+++ Material for this task +++
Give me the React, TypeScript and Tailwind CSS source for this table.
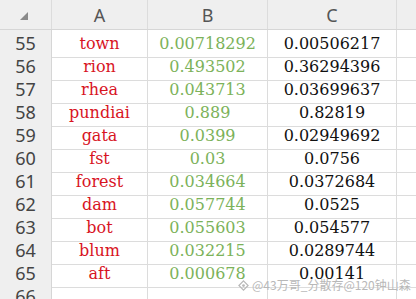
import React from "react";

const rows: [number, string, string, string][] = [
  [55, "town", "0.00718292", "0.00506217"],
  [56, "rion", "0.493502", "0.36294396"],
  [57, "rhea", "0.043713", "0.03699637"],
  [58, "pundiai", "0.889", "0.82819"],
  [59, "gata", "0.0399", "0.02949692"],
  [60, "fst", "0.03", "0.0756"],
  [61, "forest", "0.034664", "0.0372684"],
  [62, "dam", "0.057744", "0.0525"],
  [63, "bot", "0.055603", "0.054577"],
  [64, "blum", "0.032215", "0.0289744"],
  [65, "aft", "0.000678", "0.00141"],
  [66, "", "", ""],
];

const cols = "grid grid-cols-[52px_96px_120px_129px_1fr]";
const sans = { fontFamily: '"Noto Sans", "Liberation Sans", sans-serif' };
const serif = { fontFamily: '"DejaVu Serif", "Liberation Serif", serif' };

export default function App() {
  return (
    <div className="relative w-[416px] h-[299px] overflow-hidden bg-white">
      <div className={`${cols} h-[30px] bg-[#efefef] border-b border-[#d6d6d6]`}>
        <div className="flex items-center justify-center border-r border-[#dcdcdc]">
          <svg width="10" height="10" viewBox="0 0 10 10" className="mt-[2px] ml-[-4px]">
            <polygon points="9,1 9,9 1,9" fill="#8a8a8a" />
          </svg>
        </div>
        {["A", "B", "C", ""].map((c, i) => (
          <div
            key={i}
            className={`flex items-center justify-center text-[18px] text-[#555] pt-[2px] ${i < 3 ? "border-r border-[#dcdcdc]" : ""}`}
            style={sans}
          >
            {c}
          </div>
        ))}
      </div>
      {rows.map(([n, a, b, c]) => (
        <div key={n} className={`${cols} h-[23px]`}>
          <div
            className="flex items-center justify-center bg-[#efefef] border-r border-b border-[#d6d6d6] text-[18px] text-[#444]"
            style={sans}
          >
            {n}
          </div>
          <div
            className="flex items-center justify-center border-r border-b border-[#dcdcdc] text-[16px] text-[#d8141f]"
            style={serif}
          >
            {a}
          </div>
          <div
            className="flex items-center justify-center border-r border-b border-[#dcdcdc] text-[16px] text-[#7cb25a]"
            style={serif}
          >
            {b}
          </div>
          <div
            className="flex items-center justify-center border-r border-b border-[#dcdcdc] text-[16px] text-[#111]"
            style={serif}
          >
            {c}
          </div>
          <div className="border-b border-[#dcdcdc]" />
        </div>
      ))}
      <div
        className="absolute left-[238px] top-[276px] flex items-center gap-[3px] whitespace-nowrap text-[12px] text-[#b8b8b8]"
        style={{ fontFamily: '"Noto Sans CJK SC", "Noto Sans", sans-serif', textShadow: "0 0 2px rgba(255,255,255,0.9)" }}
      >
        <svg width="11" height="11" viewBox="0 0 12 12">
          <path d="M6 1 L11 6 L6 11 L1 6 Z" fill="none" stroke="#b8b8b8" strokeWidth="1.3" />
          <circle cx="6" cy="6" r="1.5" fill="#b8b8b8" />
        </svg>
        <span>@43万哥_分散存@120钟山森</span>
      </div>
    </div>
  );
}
+++
+++ Material for this task +++
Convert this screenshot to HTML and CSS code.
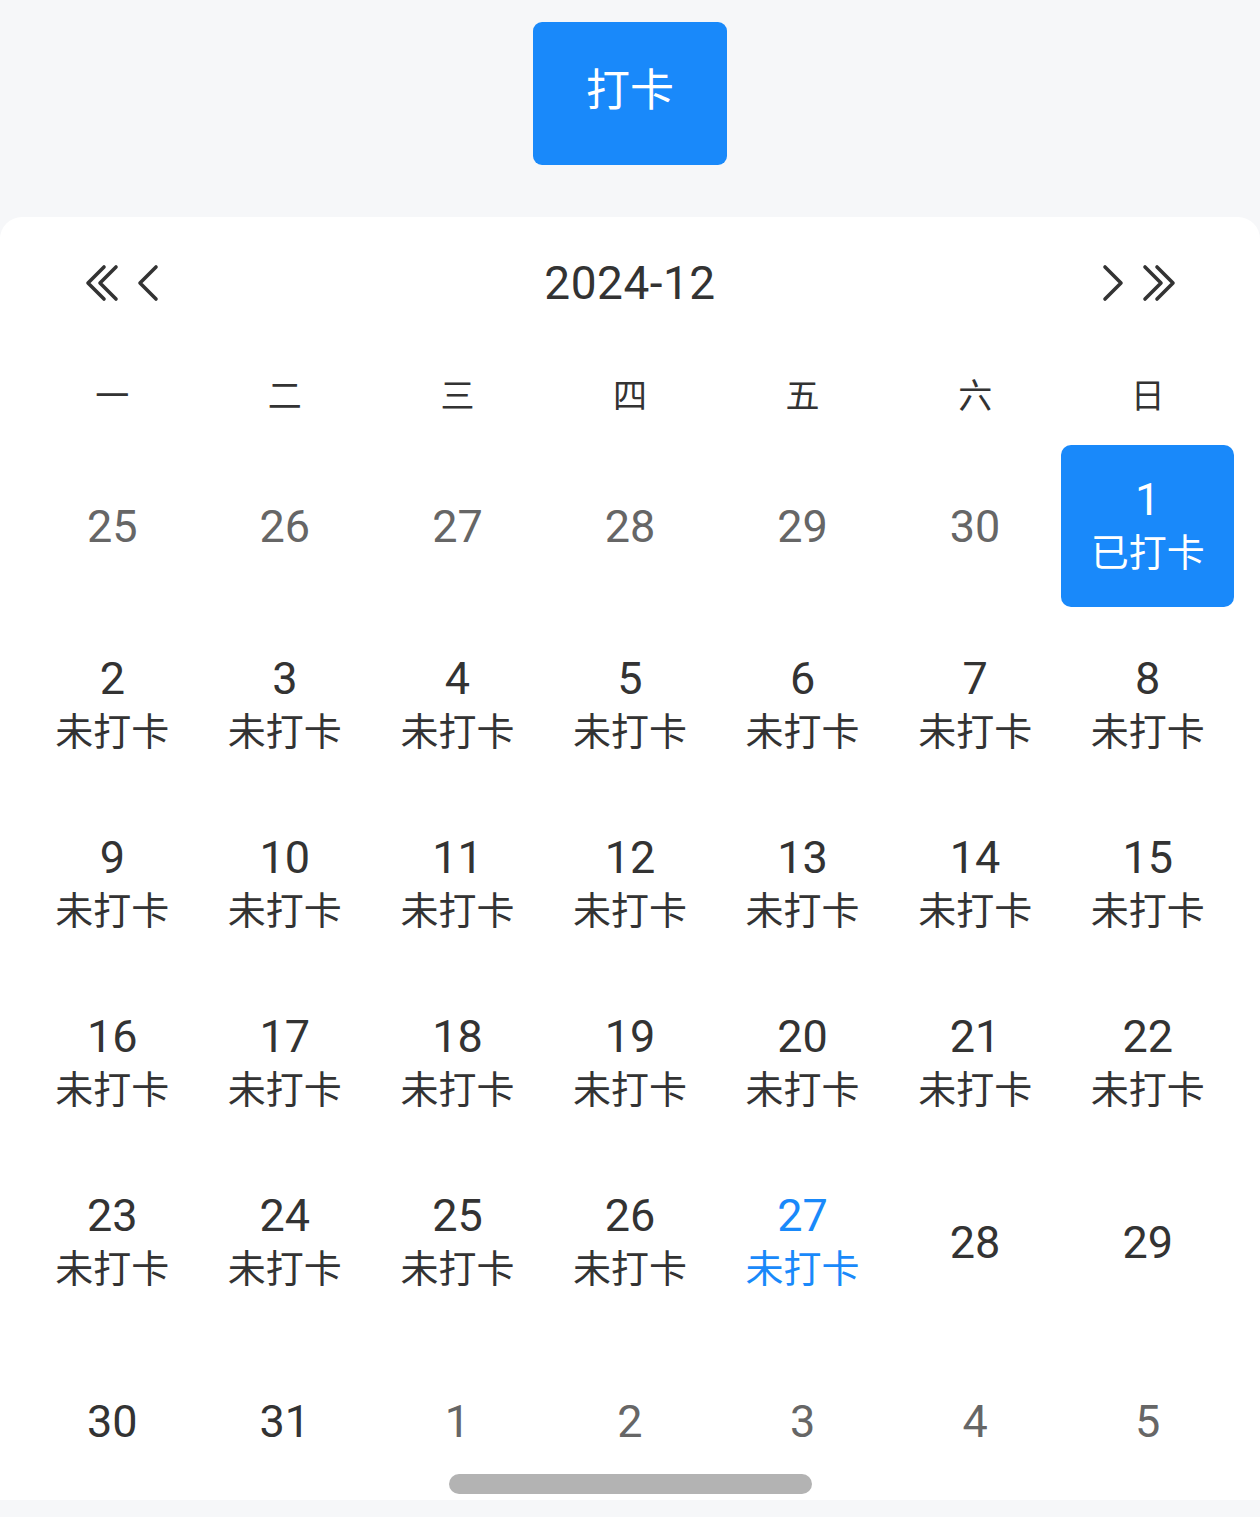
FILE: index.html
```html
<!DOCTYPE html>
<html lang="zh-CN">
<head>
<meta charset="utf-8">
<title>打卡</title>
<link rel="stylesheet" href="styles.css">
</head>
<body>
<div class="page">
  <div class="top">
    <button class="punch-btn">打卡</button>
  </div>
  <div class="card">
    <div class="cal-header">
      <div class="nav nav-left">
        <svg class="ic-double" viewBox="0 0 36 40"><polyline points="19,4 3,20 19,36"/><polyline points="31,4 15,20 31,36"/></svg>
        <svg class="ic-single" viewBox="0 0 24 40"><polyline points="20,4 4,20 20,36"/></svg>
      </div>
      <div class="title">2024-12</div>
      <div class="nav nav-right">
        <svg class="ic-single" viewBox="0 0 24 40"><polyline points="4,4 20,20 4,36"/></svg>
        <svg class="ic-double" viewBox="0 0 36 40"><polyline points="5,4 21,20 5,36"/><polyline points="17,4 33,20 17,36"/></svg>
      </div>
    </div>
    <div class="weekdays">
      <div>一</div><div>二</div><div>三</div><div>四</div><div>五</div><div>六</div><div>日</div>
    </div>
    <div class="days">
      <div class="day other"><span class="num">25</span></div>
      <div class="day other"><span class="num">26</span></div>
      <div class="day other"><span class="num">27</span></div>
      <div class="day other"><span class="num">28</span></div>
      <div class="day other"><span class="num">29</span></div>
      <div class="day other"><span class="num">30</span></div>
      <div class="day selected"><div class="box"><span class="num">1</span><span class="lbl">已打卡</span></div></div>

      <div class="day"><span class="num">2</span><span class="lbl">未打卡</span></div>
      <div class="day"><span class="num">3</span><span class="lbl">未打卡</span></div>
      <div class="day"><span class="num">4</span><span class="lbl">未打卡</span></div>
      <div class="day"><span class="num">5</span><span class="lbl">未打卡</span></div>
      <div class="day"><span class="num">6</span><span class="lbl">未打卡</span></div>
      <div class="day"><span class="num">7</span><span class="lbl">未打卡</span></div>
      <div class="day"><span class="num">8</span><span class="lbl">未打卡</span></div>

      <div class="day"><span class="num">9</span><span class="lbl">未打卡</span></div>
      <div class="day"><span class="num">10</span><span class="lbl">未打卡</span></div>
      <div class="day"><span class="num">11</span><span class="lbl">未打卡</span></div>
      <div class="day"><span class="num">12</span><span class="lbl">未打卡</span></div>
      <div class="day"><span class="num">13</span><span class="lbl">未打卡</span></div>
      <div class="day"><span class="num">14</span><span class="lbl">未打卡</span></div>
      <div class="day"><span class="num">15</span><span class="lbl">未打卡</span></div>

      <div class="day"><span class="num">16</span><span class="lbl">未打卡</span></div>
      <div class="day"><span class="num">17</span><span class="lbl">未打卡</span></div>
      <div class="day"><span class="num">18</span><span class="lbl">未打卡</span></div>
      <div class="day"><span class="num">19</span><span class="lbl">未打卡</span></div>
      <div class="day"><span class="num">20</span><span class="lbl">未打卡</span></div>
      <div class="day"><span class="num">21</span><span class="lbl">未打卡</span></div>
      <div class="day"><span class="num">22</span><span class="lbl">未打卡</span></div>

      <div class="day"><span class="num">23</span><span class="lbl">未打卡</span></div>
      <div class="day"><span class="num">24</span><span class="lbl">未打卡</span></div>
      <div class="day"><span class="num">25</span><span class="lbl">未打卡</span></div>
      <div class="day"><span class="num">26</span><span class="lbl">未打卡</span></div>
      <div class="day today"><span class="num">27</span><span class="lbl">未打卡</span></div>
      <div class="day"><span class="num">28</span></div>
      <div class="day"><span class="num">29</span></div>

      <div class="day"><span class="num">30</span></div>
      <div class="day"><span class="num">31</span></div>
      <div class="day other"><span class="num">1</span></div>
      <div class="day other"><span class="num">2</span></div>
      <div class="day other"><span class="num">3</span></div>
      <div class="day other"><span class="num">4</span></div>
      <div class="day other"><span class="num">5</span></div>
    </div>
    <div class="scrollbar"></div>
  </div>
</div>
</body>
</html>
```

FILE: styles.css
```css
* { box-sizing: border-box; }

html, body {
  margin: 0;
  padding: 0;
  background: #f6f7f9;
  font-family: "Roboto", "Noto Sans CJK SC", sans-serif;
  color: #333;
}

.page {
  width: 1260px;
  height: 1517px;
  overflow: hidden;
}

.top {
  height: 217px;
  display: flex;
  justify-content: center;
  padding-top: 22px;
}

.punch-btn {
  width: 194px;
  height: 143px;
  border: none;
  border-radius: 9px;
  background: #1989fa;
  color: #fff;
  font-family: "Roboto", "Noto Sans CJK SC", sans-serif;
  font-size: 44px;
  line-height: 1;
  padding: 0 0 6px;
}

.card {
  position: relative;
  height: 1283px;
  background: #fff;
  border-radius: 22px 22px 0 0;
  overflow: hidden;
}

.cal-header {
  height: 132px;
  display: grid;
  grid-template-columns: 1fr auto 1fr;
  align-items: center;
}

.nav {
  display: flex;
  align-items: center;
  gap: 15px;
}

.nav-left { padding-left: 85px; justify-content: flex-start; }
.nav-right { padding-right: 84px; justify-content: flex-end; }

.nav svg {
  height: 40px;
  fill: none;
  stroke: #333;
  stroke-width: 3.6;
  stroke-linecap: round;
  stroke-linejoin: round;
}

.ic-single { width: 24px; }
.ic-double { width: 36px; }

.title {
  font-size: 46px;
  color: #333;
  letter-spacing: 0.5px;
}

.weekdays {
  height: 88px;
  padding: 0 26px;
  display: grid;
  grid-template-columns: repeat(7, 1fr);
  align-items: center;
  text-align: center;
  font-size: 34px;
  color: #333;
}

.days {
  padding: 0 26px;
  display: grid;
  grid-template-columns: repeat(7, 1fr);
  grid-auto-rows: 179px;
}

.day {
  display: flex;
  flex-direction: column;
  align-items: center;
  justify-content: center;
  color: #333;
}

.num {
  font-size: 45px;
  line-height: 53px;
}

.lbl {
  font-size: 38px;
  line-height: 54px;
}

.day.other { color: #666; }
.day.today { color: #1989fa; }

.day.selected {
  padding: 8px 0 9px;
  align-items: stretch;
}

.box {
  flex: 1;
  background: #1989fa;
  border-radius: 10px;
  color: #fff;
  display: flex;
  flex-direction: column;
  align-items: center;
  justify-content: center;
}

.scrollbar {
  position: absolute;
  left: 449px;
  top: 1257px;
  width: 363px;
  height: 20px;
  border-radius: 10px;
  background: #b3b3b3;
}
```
+++
+++ Material for this task +++
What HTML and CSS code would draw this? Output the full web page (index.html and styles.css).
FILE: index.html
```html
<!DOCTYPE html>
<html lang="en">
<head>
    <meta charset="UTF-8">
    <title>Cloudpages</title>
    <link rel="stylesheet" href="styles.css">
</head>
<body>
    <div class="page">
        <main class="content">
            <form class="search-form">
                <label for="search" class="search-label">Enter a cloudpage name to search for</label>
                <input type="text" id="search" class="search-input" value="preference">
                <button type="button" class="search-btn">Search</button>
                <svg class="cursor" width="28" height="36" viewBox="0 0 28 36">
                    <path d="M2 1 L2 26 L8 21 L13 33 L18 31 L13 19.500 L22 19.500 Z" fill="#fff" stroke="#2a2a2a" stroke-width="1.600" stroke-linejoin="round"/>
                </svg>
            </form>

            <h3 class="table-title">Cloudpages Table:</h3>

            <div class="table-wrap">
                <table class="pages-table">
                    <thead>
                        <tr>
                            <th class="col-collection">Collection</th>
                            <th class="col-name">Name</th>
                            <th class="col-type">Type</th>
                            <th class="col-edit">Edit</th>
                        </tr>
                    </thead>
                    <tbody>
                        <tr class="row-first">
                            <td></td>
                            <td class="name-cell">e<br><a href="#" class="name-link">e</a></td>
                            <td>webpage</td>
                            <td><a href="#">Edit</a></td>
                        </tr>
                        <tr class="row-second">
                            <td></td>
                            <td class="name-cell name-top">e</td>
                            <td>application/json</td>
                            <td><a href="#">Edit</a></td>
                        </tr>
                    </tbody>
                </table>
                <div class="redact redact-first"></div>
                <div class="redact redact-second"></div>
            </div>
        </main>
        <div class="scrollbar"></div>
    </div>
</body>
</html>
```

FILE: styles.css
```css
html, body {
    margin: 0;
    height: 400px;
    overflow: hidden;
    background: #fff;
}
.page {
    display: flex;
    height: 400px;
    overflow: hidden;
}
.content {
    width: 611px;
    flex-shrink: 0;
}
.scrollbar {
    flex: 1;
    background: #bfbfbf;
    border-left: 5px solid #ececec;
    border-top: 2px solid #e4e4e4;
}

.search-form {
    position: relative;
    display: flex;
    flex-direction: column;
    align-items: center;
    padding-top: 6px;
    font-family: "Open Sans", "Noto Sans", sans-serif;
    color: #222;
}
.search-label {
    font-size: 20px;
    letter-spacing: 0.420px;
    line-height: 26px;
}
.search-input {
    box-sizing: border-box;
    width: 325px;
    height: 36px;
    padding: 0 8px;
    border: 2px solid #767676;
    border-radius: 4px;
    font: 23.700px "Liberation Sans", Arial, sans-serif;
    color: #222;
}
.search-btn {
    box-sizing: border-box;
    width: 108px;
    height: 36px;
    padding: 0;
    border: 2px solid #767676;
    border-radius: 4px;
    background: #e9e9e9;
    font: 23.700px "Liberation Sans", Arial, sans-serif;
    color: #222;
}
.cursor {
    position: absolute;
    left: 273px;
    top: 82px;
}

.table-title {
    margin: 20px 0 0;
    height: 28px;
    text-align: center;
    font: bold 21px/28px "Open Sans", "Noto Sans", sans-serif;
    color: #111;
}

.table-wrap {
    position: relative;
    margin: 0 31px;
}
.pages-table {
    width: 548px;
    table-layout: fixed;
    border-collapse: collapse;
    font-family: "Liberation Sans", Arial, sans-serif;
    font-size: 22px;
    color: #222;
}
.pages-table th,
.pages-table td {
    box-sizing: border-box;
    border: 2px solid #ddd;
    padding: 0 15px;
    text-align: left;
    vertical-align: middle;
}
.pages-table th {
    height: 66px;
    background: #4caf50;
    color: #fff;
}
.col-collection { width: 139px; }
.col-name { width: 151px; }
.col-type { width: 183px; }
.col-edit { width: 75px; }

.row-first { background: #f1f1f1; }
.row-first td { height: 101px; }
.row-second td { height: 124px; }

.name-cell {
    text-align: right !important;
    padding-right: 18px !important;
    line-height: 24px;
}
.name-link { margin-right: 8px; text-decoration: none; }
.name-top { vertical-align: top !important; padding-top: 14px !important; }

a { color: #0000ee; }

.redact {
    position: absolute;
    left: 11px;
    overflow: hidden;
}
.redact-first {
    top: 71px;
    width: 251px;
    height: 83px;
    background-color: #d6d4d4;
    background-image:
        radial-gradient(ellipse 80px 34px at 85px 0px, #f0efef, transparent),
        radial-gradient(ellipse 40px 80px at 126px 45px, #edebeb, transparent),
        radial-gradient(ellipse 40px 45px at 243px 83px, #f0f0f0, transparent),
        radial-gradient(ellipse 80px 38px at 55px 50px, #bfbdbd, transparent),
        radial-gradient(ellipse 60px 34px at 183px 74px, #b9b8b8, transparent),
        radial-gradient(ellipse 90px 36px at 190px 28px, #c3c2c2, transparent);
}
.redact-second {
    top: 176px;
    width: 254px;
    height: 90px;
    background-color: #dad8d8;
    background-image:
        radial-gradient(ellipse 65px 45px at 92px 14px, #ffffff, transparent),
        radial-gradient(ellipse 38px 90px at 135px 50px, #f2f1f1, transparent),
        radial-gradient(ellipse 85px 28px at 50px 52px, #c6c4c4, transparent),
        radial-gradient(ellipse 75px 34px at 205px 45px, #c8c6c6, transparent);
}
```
+++
● Work required:
Skip all pictures and retype only the stretch from the line that holds "Give me the" through the line that holds "import React from", exactly as written.

● Answer:
Give me the React, TypeScript and Tailwind CSS source for this table.
import React from "react";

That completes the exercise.